The director of the Center for Water Policy at UW-Milwaukee’s School of Freshwater Sciences, Jenny Kehl, says the pending decision on Waukesha's request to divert Great Lakes water will have national significance.
“River systems in this country have great water-sharing policies, large aquifers have good water-sharing policies. But there’s nothing quite as foundational as the Great Lakes Compact. So that’s why this precedent is so important,” she says.
Kehl's expertise includes conflicts across borders, and cooperation related to river and lake systems.
Under the Great Lakes Compact, in order for Waukesha's application to be approved, all eight of the neighboring Great Lakes states must unanimously agree. The Canadian provinces of Ontario and Quebec will weigh in, but don’t have a vote.

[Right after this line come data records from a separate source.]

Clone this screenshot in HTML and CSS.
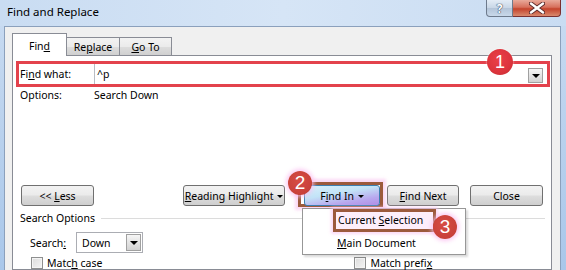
FILE: index.html
```html
<!DOCTYPE html>
<html>
<head>
<meta charset="utf-8">
<link rel="stylesheet" href="styles.css">
</head>
<body>
<div class="titlebar">
  <span class="title">Find and Replace</span>
  <div class="caption">
    <span class="cap help">?</span>
    <span class="cap close">
      <svg width="16" height="12" viewBox="0 0 16 12"><path d="M2 1.5 L14 10.5 M14 1.5 L2 10.5" stroke="#5a2a2a" stroke-width="4.2" stroke-linecap="round"/><path d="M2 1.5 L14 10.5 M14 1.5 L2 10.5" stroke="#ffffff" stroke-width="2.4" stroke-linecap="round"/></svg>
    </span>
  </div>
</div>
<div class="client">
  <div class="tabs">
    <div class="tab active"><span>Fin<u>d</u></span></div>
    <div class="tab"><span>Re<u>p</u>lace</span></div>
    <div class="tab"><span><u>G</u>o To</span></div>
  </div>
  <div class="page">
    <div class="find-row">
      <span class="find-label">Fi<u>n</u>d what:</span>
      <div class="find-input">
        <span class="find-text">^p</span>
        <span class="dd-btn"><span class="tri"></span></span>
      </div>
      <span class="badge badge1">1</span>
    </div>
    <div class="options-row">
      <span class="opt-label">Options:</span>
      <span>Search Down</span>
    </div>
    <div class="button-row">
      <span class="btn btn-less"><span>&lt;&lt; <u>L</u>ess</span></span>
      <span class="btn btn-rh"><span><u>R</u>eading Highlight <span class="small-tri"></span></span></span>
      <div class="findin-wrap">
        <span class="brown-box findin-box"></span>
        <span class="btn btn-findin"><span>F<u>i</u>nd In <span class="small-tri"></span></span></span>
        <span class="badge badge2">2</span>
        <div class="menu">
          <div class="menu-item current">Current <u>S</u>election</div>
          <div class="menu-item"><u>M</u>ain Document</div>
          <span class="badge badge3">3</span>
        </div>
      </div>
      <span class="btn btn-next"><span><u>F</u>ind Next</span></span>
      <span class="btn btn-close"><span>Close</span></span>
    </div>
    <div class="group-row">
      <span>Search Options</span>
      <span class="group-line"></span>
    </div>
    <div class="search-row">
      <span class="search-label">Search<u>:</u></span>
      <div class="combo">
        <span class="combo-text">Down</span>
        <span class="dd-btn combo-btn"><span class="tri"></span></span>
      </div>
    </div>
    <div class="check-row">
      <span class="check"></span><span class="check-text">Matc<u>h</u> case</span>
      <span class="check check2"></span><span class="check-text">Match prefi<u>x</u></span>
    </div>
  </div>
</div>
</body>
</html>
```

FILE: styles.css
```css
html, body {
  margin: 0;
  padding: 0;
}
body {
  width: 566px;
  height: 270px;
  overflow: hidden;
  background: linear-gradient(180deg, #cadcf2 0%, #bcd3ee 40%, #a9c7ea 100%);
  font-family: "Noto Sans", "Open Sans", sans-serif;
  font-size: 10.5px;
  color: #000;
}
u {
  text-decoration: underline;
  text-underline-offset: 1px;
}

/* title bar */
.titlebar {
  height: 26px;
  display: flex;
  align-items: flex-start;
  background: linear-gradient(90deg, #c9dcf2 0%, #d6e5f6 50%, #c9dcf2 100%);
}
.title {
  padding: 4px 0 0 7px;
  font-size: 11.5px;
  line-height: 16px;
}
.caption {
  margin-left: auto;
  margin-right: 5px;
  display: flex;
}
.cap {
  height: 17px;
  box-sizing: border-box;
  display: flex;
  align-items: center;
  justify-content: center;
  border: 1px solid #6d7a8c;
  border-top: none;
}
.help {
  width: 27px;
  border-radius: 0 0 0 4px;
  background: linear-gradient(180deg, #e3ecf6 0%, #c8d6e6 50%, #b3c4d8 51%, #c9d8ea 100%);
  color: #fff;
  font-weight: bold;
  font-size: 12px;
  text-shadow: 0 0 1px #3e4e66, 0 0 1px #3e4e66, 0 0 1px #3e4e66;
}
.close {
  width: 48px;
  border-left: none;
  border-color: #7a3030;
  border-radius: 0 0 4px 0;
  background: linear-gradient(180deg, #e9a99a 0%, #d7705c 45%, #c4432c 55%, #d98a6e 100%);
}

/* client */
.client {
  margin: 0 5px 0 4px;
  height: 237px;
  overflow: hidden;
  border: 1px solid #8ba0bc;
  border-bottom: none;
  background: #f0f0f0;
  padding: 6px 8px 0 7px;
}
.tabs {
  display: flex;
  align-items: flex-end;
  height: 22px;
}
.tab {
  box-sizing: border-box;
  height: 18px;
  border: 1px solid #898c95;
  border-bottom: none;
  background: linear-gradient(180deg, #f3f3f3 0%, #ebebeb 50%, #dddddd 51%, #d0d0d0 100%);
  display: flex;
  align-items: center;
  justify-content: center;
  line-height: 14px;
  padding-top: 1px;
  white-space: nowrap;
}
.tab:nth-child(1) { width: 55px; }
.tab:nth-child(2) { width: 54px; margin-left: -1px; }
.tab:nth-child(3) { width: 53px; margin-left: -1px; }
.tab.active {
  height: 23px;
  background: #fff;
  margin-bottom: -1px;
  position: relative;
  z-index: 1;
  padding-top: 1px;
}

.page {
  border: 1px solid #898c95;
  background: #fff;
  height: 213px;
}

/* find row */
.find-row {
  position: relative;
  margin: 5px 1px 0 3px;
  height: 20px;
  border: 3px solid #e3424c;
  display: flex;
}
.find-label {
  width: 74px;
  padding-left: 1px;
  line-height: 20px;
  white-space: nowrap;
}
.find-input {
  flex: 1;
  border-left: 1px solid #b8bcc4;
  display: flex;
  align-items: center;
  padding-left: 2px;
}
.find-text {
  flex: 1;
  line-height: 20px;
}
.dd-btn {
  box-sizing: border-box;
  width: 15px;
  height: 15px;
  margin-right: 4px;
  margin-top: 3px;
  border: 1px solid #a0a0a0;
  background: linear-gradient(180deg, #f6f6f6 0%, #e4e4e4 50%, #d2d2d2 100%);
  display: flex;
  align-items: center;
  justify-content: center;
}
.tri {
  width: 0;
  height: 0;
  border-left: 4px solid transparent;
  border-right: 4px solid transparent;
  border-top: 4px solid #000;
  margin-top: 1px;
}
.small-tri {
  display: inline-block;
  width: 0;
  height: 0;
  border-left: 3px solid transparent;
  border-right: 3px solid transparent;
  border-top: 3px solid #000;
  vertical-align: middle;
  margin-left: 1px;
}

/* badges */
.badge {
  position: absolute;
  border-radius: 50%;
  background: radial-gradient(circle at 45% 40%, #ea4048 0%, #dc343c 60%, #c02c30 100%);
  color: #fff;
  font-family: "Liberation Sans", "Noto Sans", sans-serif;
  display: flex;
  align-items: center;
  justify-content: center;
  z-index: 5;
}
.badge1 {
  width: 26px;
  height: 26px;
  left: 468px;
  top: -15px;
  font-size: 18px;
  box-shadow: 0 0 2px rgba(255,255,255,0.9);
}
.badge2 {
  width: 24px;
  height: 24px;
  left: -16px;
  top: -14px;
  font-size: 19px;
  background: radial-gradient(circle at 45% 40%, #d64c44 0%, #c8403a 70%, #a9352f 100%);
  box-shadow: 0 0 4px 2px rgba(250, 190, 240, 0.8);
}
.badge3 {
  width: 24px;
  height: 24px;
  left: 130px;
  top: 6px;
  font-size: 19px;
  background: radial-gradient(circle at 45% 40%, #d64c44 0%, #c8403a 70%, #a9352f 100%);
  box-shadow: 0 0 4px 2px rgba(250, 190, 240, 0.8);
}

/* options */
.options-row {
  display: flex;
  margin-top: 1px;
  height: 14px;
  line-height: 14px;
  padding-left: 7px;
}
.opt-label {
  width: 74px;
}

/* buttons */
.button-row {
  display: flex;
  margin-top: 83px;
  margin-left: 8px;
  height: 21px;
}
.btn {
  box-sizing: border-box;
  height: 21px;
  border: 1px solid #707070;
  border-radius: 3px;
  background: linear-gradient(180deg, #f2f2f2 0%, #ebebeb 48%, #dddddd 52%, #cfcfcf 100%);
  display: flex;
  align-items: center;
  justify-content: center;
  line-height: 14px;
  white-space: nowrap;
}
.btn-less { width: 73px; }
.btn-rh { width: 102px; margin-left: 89px; }
.findin-wrap {
  position: relative;
  margin-left: 19px;
  width: 76px;
}
.btn-findin {
  position: relative;
  z-index: 2;
  width: 76px;
  border-color: #3c7fb1;
  background: linear-gradient(170deg, #d8f0fb 0%, #c2e3f7 40%, #b8a6ee 75%, #b08fe8 100%);
}
.brown-box {
  position: absolute;
  border: 3px solid #9c5a3c;
  box-shadow: 0 0 3px 3px rgba(250, 200, 240, 0.7);
}
.findin-box {
  left: -6px;
  right: -3px;
  top: -3px;
  bottom: -1px;
  z-index: 1;
}
.btn-next { width: 72px; margin-left: 7px; }
.btn-close { width: 73px; margin-left: 11px; }

/* menu */
.menu {
  position: absolute;
  left: -2px;
  top: 23px;
  width: 164px;
  height: 47px;
  box-sizing: border-box;
  border: 1px solid #979797;
  background: #fff;
  box-shadow: 2px 2px 2px rgba(0,0,0,0.15);
  z-index: 3;
}
.menu-item {
  margin-left: 30px;
  line-height: 14px;
  padding-left: 4px;
  white-space: nowrap;
}
.menu-item.current {
  box-sizing: border-box;
  width: 103px;
  height: 23px;
  border: 3px solid #9c5a3c;
  background: #fdeefa;
  padding-left: 2px;
  line-height: 17px;
  box-shadow: 0 0 3px 2px rgba(250, 200, 240, 0.7);
  margin-bottom: 4px;
}

/* search options */
.group-row {
  display: flex;
  align-items: center;
  margin-top: 5px;
  height: 14px;
  line-height: 14px;
  padding-left: 7px;
}
.group-line {
  flex: 1;
  height: 1px;
  background: #dcdcdc;
  margin-left: 6px;
  margin-right: 6px;
}
.search-row {
  display: flex;
  align-items: center;
  margin-top: 7px;
  height: 21px;
  padding-left: 17px;
}
.search-label {
  width: 46px;
}
.combo {
  box-sizing: border-box;
  width: 67px;
  height: 21px;
  border: 1px solid #abadb3;
  display: flex;
  align-items: center;
  padding-left: 5px;
}
.combo-text {
  flex: 1;
}
.combo-btn {
  margin: 0 1px 0 0;
  width: 15px;
  height: 17px;
}

.check-row {
  display: flex;
  align-items: center;
  margin-top: 4px;
  height: 12px;
  padding-left: 18px;
}
.check {
  box-sizing: border-box;
  width: 12px;
  height: 12px;
  border: 1px solid #8e8f8f;
  background: linear-gradient(135deg, #dcdcdc 0%, #f4f4f4 100%);
  box-shadow: inset 0 0 0 1px #f4f4f4;
}
.check-text {
  margin-left: 4px;
  line-height: 12px;
}
.check2 {
  margin-left: 252px;
}
```
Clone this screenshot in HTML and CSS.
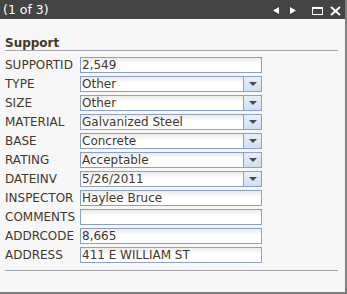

However, Kehl says Canada has another “vote” mechanism. “Canada will refer back to an ….older treaty from the 1920s about jointly managing the Great Lakes. [It requires] if significant decisions are made about the stewardship of the Great Lakes, both countries would have to agree,” she says.
Kehl believes if the Great Lakes states approve the diversion, Canada will use the treaty. “They will veto at that point, using that mechanism,” she says.
The public comment period on Waukesha’s Great Lakes water diversion application ends a week from today – Monday, March 14th.
A decision could be announced by the end of next month.